I've assembled & painted the Walthers five-store 
block. It looks pretty good, considering it's the first
structure I've attempted. However, the street level
store windows are bare. All the stores look empty.
They will look worse when the structure is in place and
has interior lighting. Does anyone know of a source for
Store window signs and/or displays?

eagle37


----------



## tworail (Apr 13, 2006)

Nothing came with the kit?

you can make your own by printing out patterns on your printer, find something that will look right and test it out.


----------



## Boston&Maine (Dec 19, 2007)

Did you ever figure anything out Eagle?
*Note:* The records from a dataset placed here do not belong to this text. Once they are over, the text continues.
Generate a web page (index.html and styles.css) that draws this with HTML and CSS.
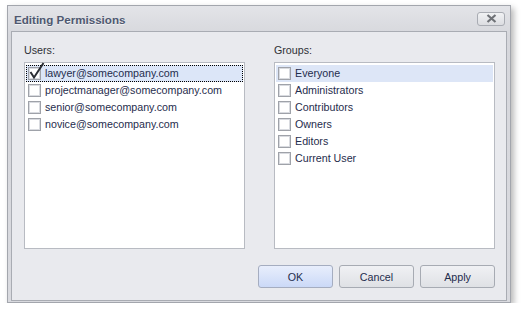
FILE: index.html
```html
<!DOCTYPE html>
<html>
<head>
<meta charset="utf-8">
<link rel="stylesheet" href="styles.css">
</head>
<body>
<div class="window">
  <div class="titlebar">
    <span class="title">Editing Permissions</span>
    <span class="close"><svg width="11" height="9" viewBox="0 0 11 9"><path d="M1.5 1 L9.5 8 M9.5 1 L1.5 8" stroke="#6f7277" stroke-width="2.2" fill="none"/></svg></span>
  </div>
  <div class="panel">
    <div class="columns">
      <div class="col">
        <div class="label">Users:</div>
        <div class="list">
          <div class="row focused"><span class="cb checked"><svg class="tick" width="16" height="18" viewBox="0 0 16 18"><path d="M1.5 10 L5 15.5 L14.5 1" stroke="#2a2d33" stroke-width="2" fill="none"/></svg></span><span class="txt">lawyer@somecompany.com</span></div>
          <div class="row"><span class="cb"></span><span class="txt">projectmanager@somecompany.com</span></div>
          <div class="row"><span class="cb"></span><span class="txt">senior@somecompany.com</span></div>
          <div class="row"><span class="cb"></span><span class="txt">novice@somecompany.com</span></div>
        </div>
      </div>
      <div class="col">
        <div class="label">Groups:</div>
        <div class="list">
          <div class="row hot"><span class="cb"></span><span class="txt">Everyone</span></div>
          <div class="row"><span class="cb"></span><span class="txt">Administrators</span></div>
          <div class="row"><span class="cb"></span><span class="txt">Contributors</span></div>
          <div class="row"><span class="cb"></span><span class="txt">Owners</span></div>
          <div class="row"><span class="cb"></span><span class="txt">Editors</span></div>
          <div class="row"><span class="cb"></span><span class="txt">Current User</span></div>
        </div>
      </div>
    </div>
    <div class="buttons">
      <button class="btn primary">OK</button>
      <button class="btn">Cancel</button>
      <button class="btn">Apply</button>
    </div>
  </div>
</div>
</body>
</html>
```
FILE: styles.css
```css
html, body {
  margin: 0;
  padding: 0;
  background: #ffffff;
}
body {
  font-family: "Liberation Sans", Arial, sans-serif;
  font-size: 10.7px;
}
.window {
  margin: 5px 0 0 7px;
  border: 1px solid #a3a6ad;
  background: linear-gradient(#e3e4e8, #d6d7dc 30px, #d9dadf);
  padding: 0 3px 3px 3px;
  box-sizing: content-box;
  width: 496px;
  height: 293px;
  box-shadow: 3px 3px 6px rgba(0,0,0,0.28);
  display: flex;
  flex-direction: column;
}
.titlebar {
  height: 25px;
  flex: none;
  display: flex;
  align-items: center;
  justify-content: space-between;
  padding: 0 2px 0 3px;
}
.title {
  font-weight: bold;
  font-size: 11.6px;
  color: #4e5870;
  text-shadow: 0 1px 0 rgba(255,255,255,0.6);
  padding-top: 1px;
}
.close {
  width: 26px;
  height: 12px;
  border: 1px solid #a9acb3;
  border-radius: 3px;
  background: linear-gradient(#f1f2f4, #dcdde1);
  display: flex;
  align-items: center;
  justify-content: center;
}
.panel {
  flex: 1;
  border: 1px solid #a9acb3;
  background: #e9eaee;
  padding: 12px 11px 12px 12px;
  display: flex;
  flex-direction: column;
}
.columns {
  display: flex;
  gap: 29px;
}
.col {
  width: 221px;
  display: flex;
  flex-direction: column;
}
.label {
  line-height: 13px;
  height: 13px;
  color: #2f3136;
  margin-bottom: 5px;
}
.list {
  height: 183px;
  border: 1px solid #b8bbc2;
  background: #ffffff;
  padding: 1px 1px;
}
.row {
  height: 17px;
  display: flex;
  align-items: center;
  padding-left: 2px;
  box-sizing: border-box;
}
.row:first-child {
  margin-top: 1px;
}
.row.focused {
  background: #dce6f8;
  outline: 1px dotted #000000;
  outline-offset: -1px;
}
.row.hot {
  background: #dde6f7;
}
.cb {
  position: relative;
  width: 13px;
  height: 13px;
  box-sizing: border-box;
  border: 1px solid #9fa2a9;
  background: #ffffff;
  box-shadow: inset 0 0 0 1px #d9dbe0;
  flex: none;
  margin-right: 4px;
}
.tick {
  position: absolute;
  left: 0px;
  top: -6px;
}
.txt {
  color: #1f2d4d;
  line-height: 13px;
  white-space: nowrap;
}
.buttons {
  margin-top: 16px;
  display: flex;
  justify-content: flex-end;
  gap: 6px;
}
.btn {
  width: 75px;
  height: 23px;
  border: 1px solid #a7abb3;
  border-radius: 3px;
  background: linear-gradient(#f0f1f4, #dfe1e5);
  font-family: "Liberation Sans", Arial, sans-serif;
  font-size: 10.7px;
  color: #1f2d4d;
  padding: 0;
  margin: 0;
}
.btn.primary {
  background: linear-gradient(#e8eefc, #cbd9f7);
  border-color: #a5adc0;
}
```
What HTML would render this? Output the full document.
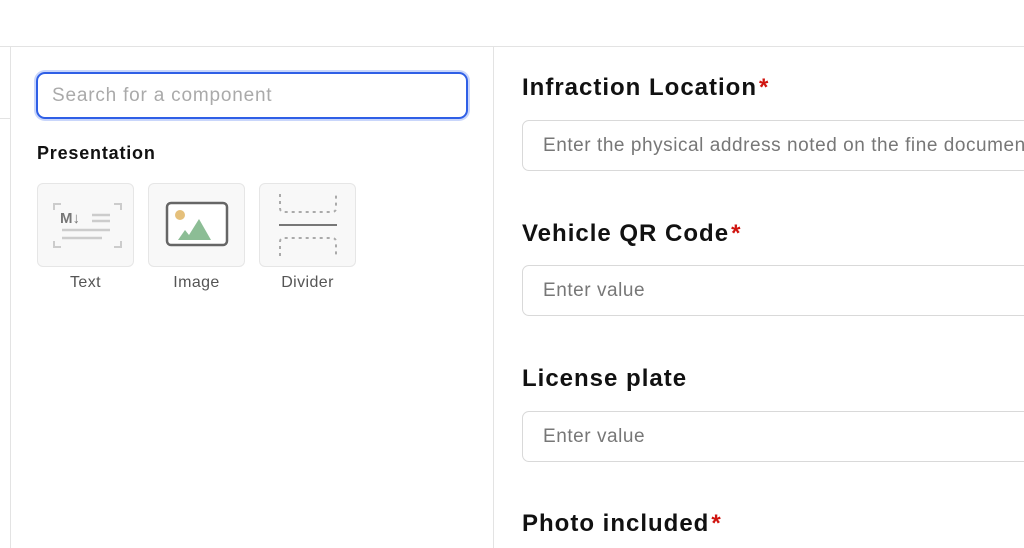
<!DOCTYPE html>
<html><head><style>
*{box-sizing:border-box;margin:0;padding:0}
body{width:1024px;height:548px;overflow:hidden;background:#fff;font-family:"Liberation Sans",Arial,sans-serif;position:relative}
.abs{position:absolute}
.lbl{position:absolute;left:522px;font-size:24px;font-weight:bold;color:#111;letter-spacing:1px}
.lbl span{color:#d0140f;margin-left:2px}
.inp{position:absolute;left:522px;width:560px;height:51px;border:1px solid #d9d9d9;border-radius:7px;font-size:19px;color:#777;padding:14px 0 0 20px;white-space:nowrap;letter-spacing:0.55px}
.tile{position:absolute;top:183px;width:97px;height:84px;background:#f8f8f8;border:1px solid #e6e6e6;border-radius:6px}
.tl{position:absolute;top:274px;width:97px;text-align:center;font-size:16px;color:#555;letter-spacing:0.4px}
</style></head><body>
<div class="abs" style="left:0;top:46px;width:1024px;height:1px;background:#e3e3e3"></div>
<div class="abs" style="left:10px;top:46px;width:1px;height:502px;background:#e3e3e3"></div>
<div class="abs" style="left:0;top:118px;width:10px;height:1px;background:#e3e3e3"></div>
<div class="abs" style="left:493px;top:46px;width:1px;height:502px;background:#e3e3e3"></div>
<div class="abs" style="left:36px;top:72px;width:432px;height:47px;border:2px solid #2f5fe6;border-radius:9px;box-shadow:0 0 0 2px #c9d6fb;font-size:19px;color:#aaa;padding:11px 0 0 14px;letter-spacing:0.8px">Search for a component</div>
<div class="abs" style="left:37px;top:143px;font-size:18px;font-weight:bold;color:#111;letter-spacing:0.8px">Presentation</div>
<div class="tile" style="left:37px"><svg width="95" height="82" viewBox="0 0 95 82" fill="none"><path d="M16 26v-6h7M76 20h7v6M16 57v6h7M76 63h7v-6" stroke="#ccc" stroke-width="2"/><text x="22" y="39" font-size="15" font-weight="bold" fill="#777" font-family="Liberation Sans">M↓</text><path d="M54 31h18M54 37h18M24 46h48M24 54h40" stroke="#ccc" stroke-width="2.5"/></svg></div>
<div class="tl" style="left:37px">Text</div>
<div class="tile" style="left:148px"><svg width="95" height="82" viewBox="0 0 95 82"><rect x="18" y="19" width="60" height="42" rx="4" fill="#fff" stroke="#666" stroke-width="2.5"/><circle cx="31" cy="31" r="5" fill="#e5c07b"/><path d="M29 56l7-10 4 5 10-16 12 21z" fill="#8cbd95"/></svg></div>
<div class="tl" style="left:148px">Image</div>
<div class="tile" style="left:259px"><svg width="95" height="82" viewBox="0 0 95 82" fill="none"><path d="M20 10v14q0 4 4 4h48q4 0 4-4v-14M20 72v-14q0-4 4-4h48q4 0 4 4v14" stroke="#aaa" stroke-width="2" stroke-dasharray="3 4"/><path d="M19 41h58" stroke="#777" stroke-width="2"/></svg></div>
<div class="tl" style="left:259px">Divider</div>

<div class="lbl" style="top:74px">Infraction Location<span>*</span></div>
<div class="inp" style="top:120px">Enter the physical address noted on the fine document</div>
<div class="lbl" style="top:220px">Vehicle QR Code<span>*</span></div>
<div class="inp" style="top:265px">Enter value</div>
<div class="lbl" style="top:365px">License plate</div>
<div class="inp" style="top:411px">Enter value</div>
<div class="lbl" style="top:510px">Photo included<span>*</span></div>
</body></html>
Maybe you could get some pictures of this piece and others you have finished since then for us to see


----------



## eagle37 (Dec 29, 2007)

Boston&Maine said:


> Did you ever figure anything out Eagle? Maybe you could get some pictures of this piece and others you have finished since then for us to see


I've put signs on the store windows, a few, as suggested, printed out
from my computer and a few store bought. The give store block is
now lighted. Some figures on the sidewalks. I think it has turned out
o.k. and that store interiors would not have been visible anyway. I'd send
pictures but my camera does a lousy job. The flash seems to spotlight,
rather than flood a scene and washes much of the scenes out.
eagle37


----------



## Boston&Maine (Dec 19, 2007)

eagle37 said:


> I've put signs on the store windows, a few, as suggested, printed out
> from my computer and a few store bought. The give store block is
> now lighted. Some figures on the sidewalks. I think it has turned out
> o.k. and that store interiors would not have been visible anyway. I'd send
> ...


That is good that everything worked out... LOL, my camera does the same thing too; I hate it


----------



## Don Chovanec (Jan 13, 2009)

Just a thought for future, I always keep an eagle eye on magazines, catalogs of any kind, every so often you will see a great sign that is in the picture in a scale appropriate to your layout. I use an exacto cut out the sign put it in an envelope that I keep for my signs. When I need something I check that out. I have gotten a few really neat pieces of signage like that and it is free. However, you don't always find them.


----------



## stationmaster (Dec 7, 2008)

Walthers also sells decals, kits, and things for storefronts. I used "plastic people" as maniquins for the clothing stores and such.


----------



## Southern (Nov 17, 2008)

Boston&Maine said:


> That is good that everything worked out... LOL, my camera does the same thing too; I hate it


If your camera has a timer try this. Set flash to off, timer to a few seconds, prop up the camera at the angle that you like. Turn on the layout lights. then click.


----------